ABC continued to use “Wicked Game” to promote its daytime programming for years after the song descended from the charts, but in the ‘90s, this song never quite stayed in its lane. It’s aesthetic creeped into other art forms, other arenas, and the song itself likely made it onto thousands of break-up themed mixtapes. It was a constant presence in the car of my high school friend Warren, who owned one and only one music cassette in 1994 and it was Chris Isaak’s album, Wicked Game. By 1996, he still had not acquired another music cassette for his car, which perplexed me and our other friends, because at the time, "Wicked Game" was entirely played out, but Warren assured us that the other album tracks were pretty good.

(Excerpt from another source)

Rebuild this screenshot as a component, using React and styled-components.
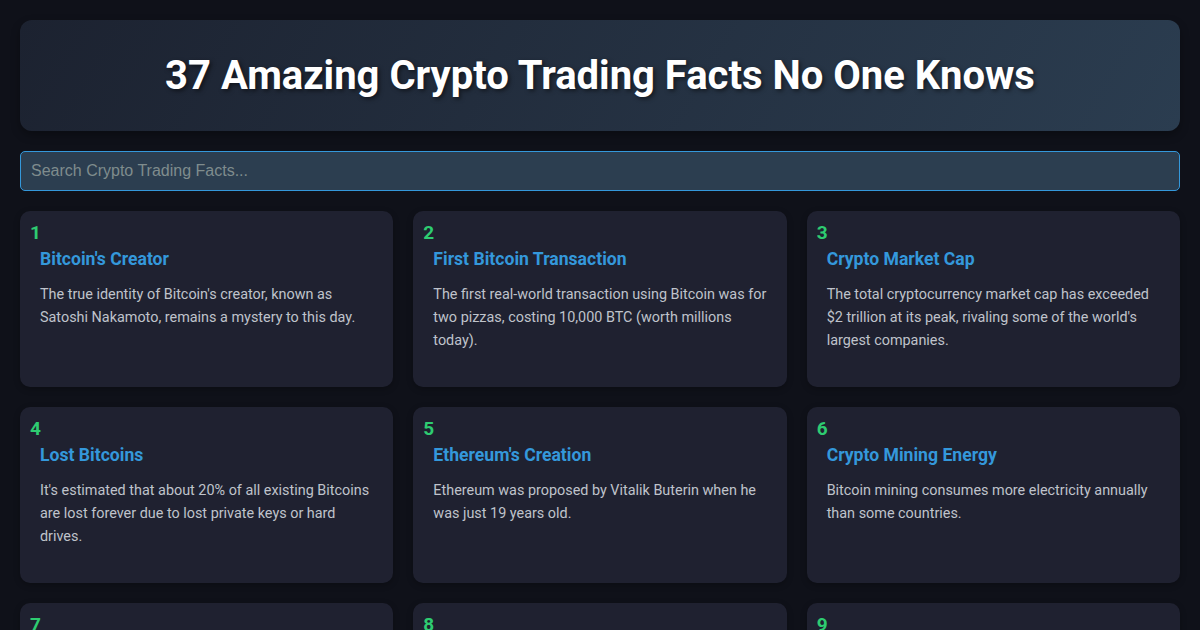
import styled, { createGlobalStyle } from "styled-components";

const GlobalStyle = createGlobalStyle`
  body {
    margin: 0;
    background: #0f1119;
    font-family: Roboto, "Liberation Sans", Arial, sans-serif;
    color: #c2c6ce;
  }
`;

const facts = [
  {
    title: "Bitcoin's Creator",
    text: "The true identity of Bitcoin's creator, known as Satoshi Nakamoto, remains a mystery to this day.",
  },
  {
    title: "First Bitcoin Transaction",
    text: "The first real-world transaction using Bitcoin was for two pizzas, costing 10,000 BTC (worth millions today).",
  },
  {
    title: "Crypto Market Cap",
    text: "The total cryptocurrency market cap has exceeded $2 trillion at its peak, rivaling some of the world's largest companies.",
  },
  {
    title: "Lost Bitcoins",
    text: "It's estimated that about 20% of all existing Bitcoins are lost forever due to lost private keys or hard drives.",
  },
  {
    title: "Ethereum's Creation",
    text: "Ethereum was proposed by Vitalik Buterin when he was just 19 years old.",
  },
  {
    title: "Crypto Mining Energy",
    text: "Bitcoin mining consumes more electricity annually than some countries.",
  },
  {
    title: "Crypto Exchanges",
    text: "There are hundreds of cryptocurrency exchanges operating worldwide, each with its own fees and listings.",
  },
  {
    title: "Altcoins",
    text: "Thousands of alternative cryptocurrencies, known as altcoins, have been created since Bitcoin.",
  },
  {
    title: "Blockchain Halving",
    text: "Bitcoin's block reward is cut in half roughly every four years in an event called the halving.",
  },
];

const Page = styled.div`
  padding: 20px;
  display: flex;
  flex-direction: column;
  gap: 20px;
`;

const Header = styled.header`
  padding: 32px 20px;
  border-radius: 12px;
  background: linear-gradient(120deg, #1c2230 0%, #2b3d50 100%);
  box-shadow: 0 4px 10px rgba(0, 0, 0, 0.3);
  text-align: center;
`;

const Title = styled.h1`
  margin: 0;
  font-size: 40px;
  font-weight: 700;
  color: #ffffff;
  text-shadow: 2px 2px 4px rgba(0, 0, 0, 0.5);
`;

const Search = styled.input`
  display: block;
  width: 100%;
  box-sizing: border-box;
  height: 40px;
  padding: 10px;
  font-family: "Liberation Sans", Arial, sans-serif;
  font-size: 16px;
  color: #ecf0f1;
  background: #2c3e50;
  border: 1px solid #3498db;
  border-radius: 5px;
  outline: none;

  &::placeholder {
    color: #7f8c8d;
  }
`;

const Grid = styled.div`
  display: grid;
  grid-template-columns: repeat(3, 1fr);
  gap: 20px;
`;

const Card = styled.article`
  padding: 11px 20px 20px;
  border-radius: 10px;
  background: #1f2130;
  box-shadow: 0 2px 6px rgba(0, 0, 0, 0.25);
`;

const Number = styled.div`
  margin-left: -10px;
  font-size: 19px;
  line-height: 22px;
  font-weight: 700;
  color: #2ecc71;
`;

const FactTitle = styled.h3`
  margin: 5px 0 13px;
  font-size: 17.6px;
  line-height: 21px;
  font-weight: 700;
  color: #3498db;
`;

const FactText = styled.p`
  margin: 0 0 15px;
  font-size: 14.4px;
  line-height: 23px;
  color: #bfc3cb;
`;

export default function App() {
  return (
    <>
      <GlobalStyle />
      <Page>
        <Header>
          <Title>37 Amazing Crypto Trading Facts No One Knows</Title>
        </Header>
        <Search type="text" placeholder="Search Crypto Trading Facts..." />
        <Grid>
          {facts.map((fact, i) => (
            <Card key={fact.title}>
              <Number>{i + 1}</Number>
              <FactTitle>{fact.title}</FactTitle>
              <FactText>{fact.text}</FactText>
            </Card>
          ))}
        </Grid>
      </Page>
    </>
  );
}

“Wicked Game” became the socially-acceptable sonic backdrop to gloomy sex, David Lynchian sex, doomed sex, disconnected beach sex, ‘90s sex. I mean, the song isn’t really about sex. “I don’t want to fall in love…with you.” A wicked game is, at least in my mind, something you don’t do to someone you love, but the song is meant to make you feel like you’re falling into some sort of sex quicksand, some impossible-to-free-yourself from disaster of getting sucked into bad shit. Which, in a certain light, is sexy as hell. Or at least it was in the 90s.
Mo Daviau is the author of the novel Every Anxious Wave, which takes its title from a lyric from a Sebadoh song. She is currently exiled in a remote New England village in the woods, but claims Portland, Oregon, as her home.